§ Given task: Your task is to transcribe all of the data below exactly, omitting the images.

§ Recorded information:
=-=-=

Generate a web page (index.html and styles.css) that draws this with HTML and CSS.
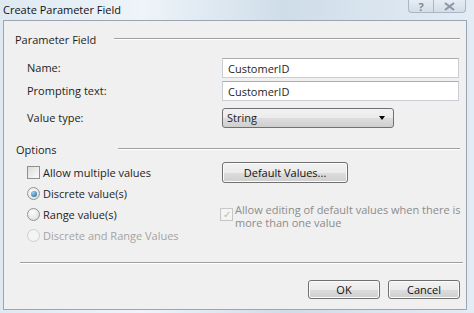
FILE: index.html
```html
<!doctype html>
<html lang="en">
<head>
<meta charset="utf-8" />
<title>Create Parameter Field</title>
<link rel="stylesheet" href="styles.css">
</head>
<body>
<div class="window">
  <div class="titlebar">
    <span class="title">Create Parameter Field</span>
    <div class="caption-btns">
      <span class="cbtn help">?</span>
      <span class="cbtn close">
        <svg width="11" height="9" viewBox="0 0 11 9"><path d="M1 1 L10 8 M10 1 L1 8" stroke="#8a98a8" stroke-width="2.2" fill="none"/></svg>
      </span>
    </div>
  </div>
  <div class="frame">
    <div class="client">
      <div class="group-head first"><span>Parameter Field</span><i class="rule"></i></div>

      <div class="row r1">
        <label class="lbl">Name:</label>
        <div class="textbox">CustomerID</div>
      </div>
      <div class="row">
        <label class="lbl">Prompting text:</label>
        <div class="textbox">CustomerID</div>
      </div>
      <div class="row r3">
        <label class="lbl">Value type:</label>
        <div class="combo"><span>String</span><span class="arrow"></span></div>
      </div>

      <div class="group-head opts"><span>Options</span><i class="rule"></i></div>

      <div class="options">
        <div class="left">
          <div class="opt"><span class="check"></span>Allow multiple values</div>
          <div class="opt"><span class="radio on"></span>Discrete value(s)</div>
          <div class="opt"><span class="radio"></span>Range value(s)</div>
          <div class="opt disabled"><span class="radio"></span>Discrete and Range Values</div>
        </div>
        <div class="right">
          <button class="btn default-values">Default Values...</button>
          <div class="allow-edit"><span class="check dis">&#10003;</span><span class="allow-text">Allow editing of default values when there is more than one value</span></div>
        </div>
      </div>

      <i class="rule bottom"></i>

      <div class="footer">
        <button class="btn">OK</button>
        <button class="btn">Cancel</button>
      </div>
    </div>
  </div>
</div>
</body>
</html>
```

FILE: styles.css
```css
*{box-sizing:border-box}
body{
  margin:0;
  width:474px; height:313px; overflow:hidden;
  font-family:"Open Sans","Noto Sans",sans-serif;
  font-size:11px;
  color:#1e1e1e;
  background:#c9d7e3;
}
.window{
  height:313px;
  background:linear-gradient(90deg,#dfe9f2 0%,#eef4f9 30%,#cfdde9 60%,#e3ecf4 100%);
}
.titlebar{
  height:20px;
  display:flex; align-items:flex-start; justify-content:space-between;
  padding-left:3px;
}
.title{line-height:17px; padding-top:1px; color:#111;}
.caption-btns{display:flex; margin-right:8px;}
.cbtn{
  height:13px; display:flex; align-items:center; justify-content:center;
  border:1px solid #a9b6c4; border-top:0;
  background:linear-gradient(#e6edf4,#d3dde8);
  color:#7d8b99; font-size:11px; font-weight:bold; line-height:1;
}
.help{width:25px; border-radius:0 0 0 4px; border-right:0;}
.close{width:33px; border-radius:0 0 4px 0;}
.frame{
  margin:0 7px 0 3px;
  height:290px;
  border:1px solid #9aa6b1;
  background:#f0f0f0;
}
.client{padding:0 6px 0 10px;}
.group-head{
  display:flex; align-items:center; gap:10px;
  height:18px;
}
.group-head span{white-space:nowrap;}
.group-head .rule{flex:1;}
.group-head.first{margin-top:9px;}
.group-head.first span{padding-left:1px;}
.group-head.first .rule{margin-left:8px;}
.group-head.opts{margin-top:11px; padding-left:2px;}
.group-head.opts .rule{margin-left:51px;}
.rule{display:block; height:2px; border-top:1px solid #a0a0a0; border-bottom:1px solid #fff;}
.row{display:flex; align-items:center; height:23px; padding-left:13px;}
.row.r1{margin-top:8px;}
.row.r3{margin-top:4px;}
.lbl{width:195px; flex:none;}
.textbox{
  width:237px; height:20px;
  border:1px solid #c9ced4; border-top-color:#abadb3;
  background:#fff; padding:2px 5px; line-height:15px;
}
.combo{
  width:172px; height:20px;
  display:flex; align-items:center; justify-content:space-between;
  border:1px solid #707070; border-radius:3px;
  background:linear-gradient(#f2f2f2 0%,#ebebeb 50%,#dddddd 51%,#cfcfcf 100%);
  padding:0 8px 0 4px;
}
.arrow{width:0; height:0; border-left:3.5px solid transparent; border-right:3.5px solid transparent; border-top:4px solid #000;}
.options{display:flex; padding-left:13px; margin-top:4px;}
.left{width:195px; flex:none; display:flex; flex-direction:column;}
.opt{display:flex; align-items:center; height:21px; gap:3px;}
.opt.disabled{color:#a4a4a4;}
.check{
  width:13px; height:13px; border:1px solid #8f8f8f;
  background:linear-gradient(135deg,#dcdcdc,#fbfbfb);
  display:inline-flex; align-items:center; justify-content:center;
  font-size:10px; color:#b8b8b8; flex:none;
}
.check.dis{border-color:#c6c6c6; background:#f4f4f4;}
.radio{
  width:13px; height:13px; border-radius:50%;
  border:1px solid #939393;
  background:radial-gradient(circle at 40% 35%,#fefefe,#d6d6d6);
  flex:none; position:relative;
}
.radio.on::after{
  content:""; position:absolute; left:2.5px; top:2.5px; width:6px; height:6px; border-radius:50%;
  background:radial-gradient(circle at 35% 30%,#9ad0f0,#1b5e95);
}
.opt.disabled .radio{border-color:#cfcfcf; background:#f4f4f4;}
.right{display:flex; flex-direction:column; align-items:flex-start;}
.btn{
  font:inherit; color:#111;
  border:1px solid #707070; border-radius:3px;
  background:linear-gradient(#f2f2f2 0%,#ebebeb 50%,#dddddd 51%,#cfcfcf 100%);
  box-shadow:inset 0 0 0 1px #fbfbfb;
  padding:0;
}
.default-values{width:126px; height:21px;}
.allow-edit{display:flex; gap:2px; margin-top:20px; color:#8c8c8c; line-height:13px; margin-left:-2px;}
.allow-edit .check{margin-top:5px;}
.allow-text{width:226px;}
.rule.bottom{margin:16px 0 0 6px; width:443px;}
.footer{display:flex; justify-content:flex-end; gap:8px; margin-top:16px;}
.footer .btn{width:72px; height:19px;}
```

=-=-=

§ Exercise response:
Generate a web page (index.html and styles.css) that draws this with HTML and CSS.
FILE: index.html
```html
<!doctype html>
<html lang="en">
<head>
<meta charset="utf-8" />
<title>Create Parameter Field</title>
<link rel="stylesheet" href="styles.css">
</head>
<body>
<div class="window">
  <div class="titlebar">
    <span class="title">Create Parameter Field</span>
    <div class="caption-btns">
      <span class="cbtn help">?</span>
      <span class="cbtn close">
        <svg width="11" height="9" viewBox="0 0 11 9"><path d="M1 1 L10 8 M10 1 L1 8" stroke="#8a98a8" stroke-width="2.2" fill="none"/></svg>
      </span>
    </div>
  </div>
  <div class="frame">
    <div class="client">
      <div class="group-head first"><span>Parameter Field</span><i class="rule"></i></div>

      <div class="row r1">
        <label class="lbl">Name:</label>
        <div class="textbox">CustomerID</div>
      </div>
      <div class="row">
        <label class="lbl">Prompting text:</label>
        <div class="textbox">CustomerID</div>
      </div>
      <div class="row r3">
        <label class="lbl">Value type:</label>
        <div class="combo"><span>String</span><span class="arrow"></span></div>
      </div>

      <div class="group-head opts"><span>Options</span><i class="rule"></i></div>

      <div class="options">
        <div class="left">
          <div class="opt"><span class="check"></span>Allow multiple values</div>
          <div class="opt"><span class="radio on"></span>Discrete value(s)</div>
          <div class="opt"><span class="radio"></span>Range value(s)</div>
          <div class="opt disabled"><span class="radio"></span>Discrete and Range Values</div>
        </div>
        <div class="right">
          <button class="btn default-values">Default Values...</button>
          <div class="allow-edit"><span class="check dis">&#10003;</span><span class="allow-text">Allow editing of default values when there is more than one value</span></div>
        </div>
      </div>

      <i class="rule bottom"></i>

      <div class="footer">
        <button class="btn">OK</button>
        <button class="btn">Cancel</button>
      </div>
    </div>
  </div>
</div>
</body>
</html>
```

FILE: styles.css
```css
*{box-sizing:border-box}
body{
  margin:0;
  width:474px; height:313px; overflow:hidden;
  font-family:"Open Sans","Noto Sans",sans-serif;
  font-size:11px;
  color:#1e1e1e;
  background:#c9d7e3;
}
.window{
  height:313px;
  background:linear-gradient(90deg,#dfe9f2 0%,#eef4f9 30%,#cfdde9 60%,#e3ecf4 100%);
}
.titlebar{
  height:20px;
  display:flex; align-items:flex-start; justify-content:space-between;
  padding-left:3px;
}
.title{line-height:17px; padding-top:1px; color:#111;}
.caption-btns{display:flex; margin-right:8px;}
.cbtn{
  height:13px; display:flex; align-items:center; justify-content:center;
  border:1px solid #a9b6c4; border-top:0;
  background:linear-gradient(#e6edf4,#d3dde8);
  color:#7d8b99; font-size:11px; font-weight:bold; line-height:1;
}
.help{width:25px; border-radius:0 0 0 4px; border-right:0;}
.close{width:33px; border-radius:0 0 4px 0;}
.frame{
  margin:0 7px 0 3px;
  height:290px;
  border:1px solid #9aa6b1;
  background:#f0f0f0;
}
.client{padding:0 6px 0 10px;}
.group-head{
  display:flex; align-items:center; gap:10px;
  height:18px;
}
.group-head span{white-space:nowrap;}
.group-head .rule{flex:1;}
.group-head.first{margin-top:9px;}
.group-head.first span{padding-left:1px;}
.group-head.first .rule{margin-left:8px;}
.group-head.opts{margin-top:11px; padding-left:2px;}
.group-head.opts .rule{margin-left:51px;}
.rule{display:block; height:2px; border-top:1px solid #a0a0a0; border-bottom:1px solid #fff;}
.row{display:flex; align-items:center; height:23px; padding-left:13px;}
.row.r1{margin-top:8px;}
.row.r3{margin-top:4px;}
.lbl{width:195px; flex:none;}
.textbox{
  width:237px; height:20px;
  border:1px solid #c9ced4; border-top-color:#abadb3;
  background:#fff; padding:2px 5px; line-height:15px;
}
.combo{
  width:172px; height:20px;
  display:flex; align-items:center; justify-content:space-between;
  border:1px solid #707070; border-radius:3px;
  background:linear-gradient(#f2f2f2 0%,#ebebeb 50%,#dddddd 51%,#cfcfcf 100%);
  padding:0 8px 0 4px;
}
.arrow{width:0; height:0; border-left:3.5px solid transparent; border-right:3.5px solid transparent; border-top:4px solid #000;}
.options{display:flex; padding-left:13px; margin-top:4px;}
.left{width:195px; flex:none; display:flex; flex-direction:column;}
.opt{display:flex; align-items:center; height:21px; gap:3px;}
.opt.disabled{color:#a4a4a4;}
.check{
  width:13px; height:13px; border:1px solid #8f8f8f;
  background:linear-gradient(135deg,#dcdcdc,#fbfbfb);
  display:inline-flex; align-items:center; justify-content:center;
  font-size:10px; color:#b8b8b8; flex:none;
}
.check.dis{border-color:#c6c6c6; background:#f4f4f4;}
.radio{
  width:13px; height:13px; border-radius:50%;
  border:1px solid #939393;
  background:radial-gradient(circle at 40% 35%,#fefefe,#d6d6d6);
  flex:none; position:relative;
}
.radio.on::after{
  content:""; position:absolute; left:2.5px; top:2.5px; width:6px; height:6px; border-radius:50%;
  background:radial-gradient(circle at 35% 30%,#9ad0f0,#1b5e95);
}
.opt.disabled .radio{border-color:#cfcfcf; background:#f4f4f4;}
.right{display:flex; flex-direction:column; align-items:flex-start;}
.btn{
  font:inherit; color:#111;
  border:1px solid #707070; border-radius:3px;
  background:linear-gradient(#f2f2f2 0%,#ebebeb 50%,#dddddd 51%,#cfcfcf 100%);
  box-shadow:inset 0 0 0 1px #fbfbfb;
  padding:0;
}
.default-values{width:126px; height:21px;}
.allow-edit{display:flex; gap:2px; margin-top:20px; color:#8c8c8c; line-height:13px; margin-left:-2px;}
.allow-edit .check{margin-top:5px;}
.allow-text{width:226px;}
.rule.bottom{margin:16px 0 0 6px; width:443px;}
.footer{display:flex; justify-content:flex-end; gap:8px; margin-top:16px;}
.footer .btn{width:72px; height:19px;}
```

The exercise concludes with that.